The relationship between music and focus is personal, and what you discover through your own experimentation matters more than any general recommendation. Start with one of the suggestions above, pair it with a timed focus session, and pay attention to how it feels. Your ideal focus soundtrack is out there - you just need to find it.

Frequently Asked Questions

Is it better to work in silence or with music?

It depends on the task and the person. For repetitive or moderately challenging work, background music can boost mood and help you stay engaged. For highly complex tasks that require heavy thinking, silence or very minimal ambient sound tends to work better. Experiment with both across different types of work to find what suits you.

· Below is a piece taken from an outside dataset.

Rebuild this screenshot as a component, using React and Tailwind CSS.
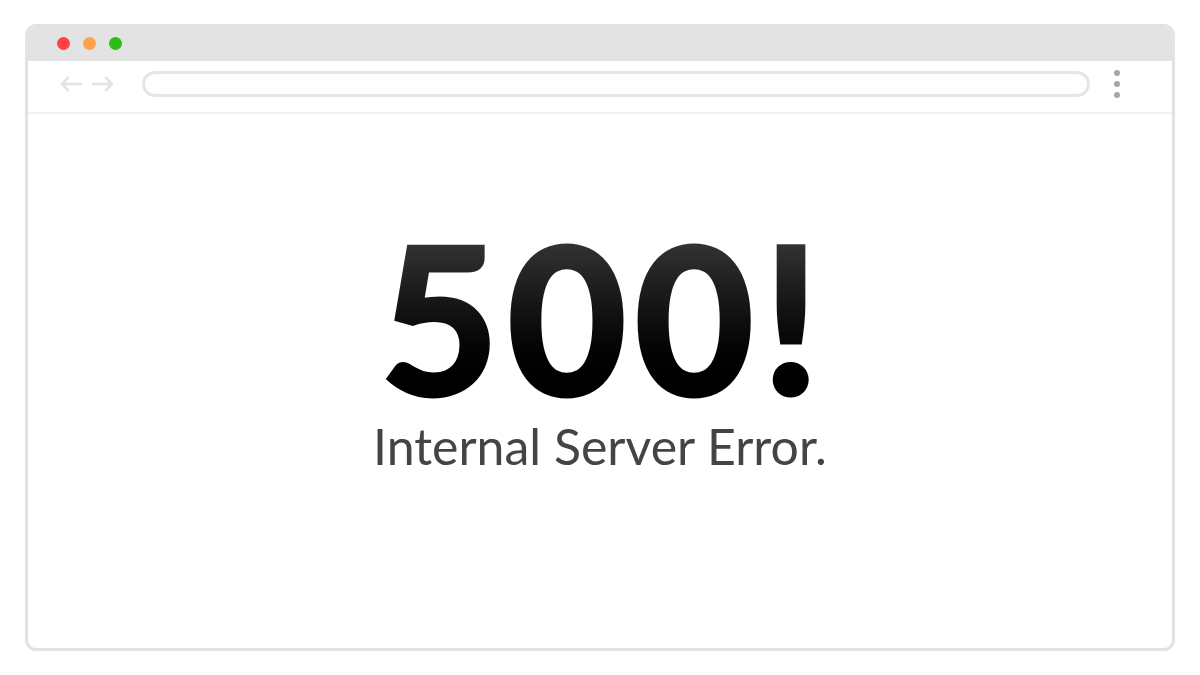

Why does lo-fi music help with focus?

Lo-fi music has a steady, repetitive beat and no vocals, which means your brain quickly stops paying active attention to it. It provides just enough background stimulation to keep you from getting restless without pulling your focus away from work. The tempo, usually around 70 to 90 BPM, is close to a resting heart rate, which has a naturally calming effect.

Can lyrics in music hurt concentration?

Yes, especially if the lyrics are in a language you understand. Your brain automatically tries to process words when it hears them, which competes directly with reading, writing, or any task that involves language. Instrumental music or music with lyrics in a language you do not speak is a safer choice for focused work.

What volume should focus music be at?

Keep it low enough that you could comfortably have a conversation over it. Focus music should sit in the background, not the foreground. If you notice yourself actively listening to the music instead of working, it is probably too loud. The goal is to mask environmental distractions without creating a new one.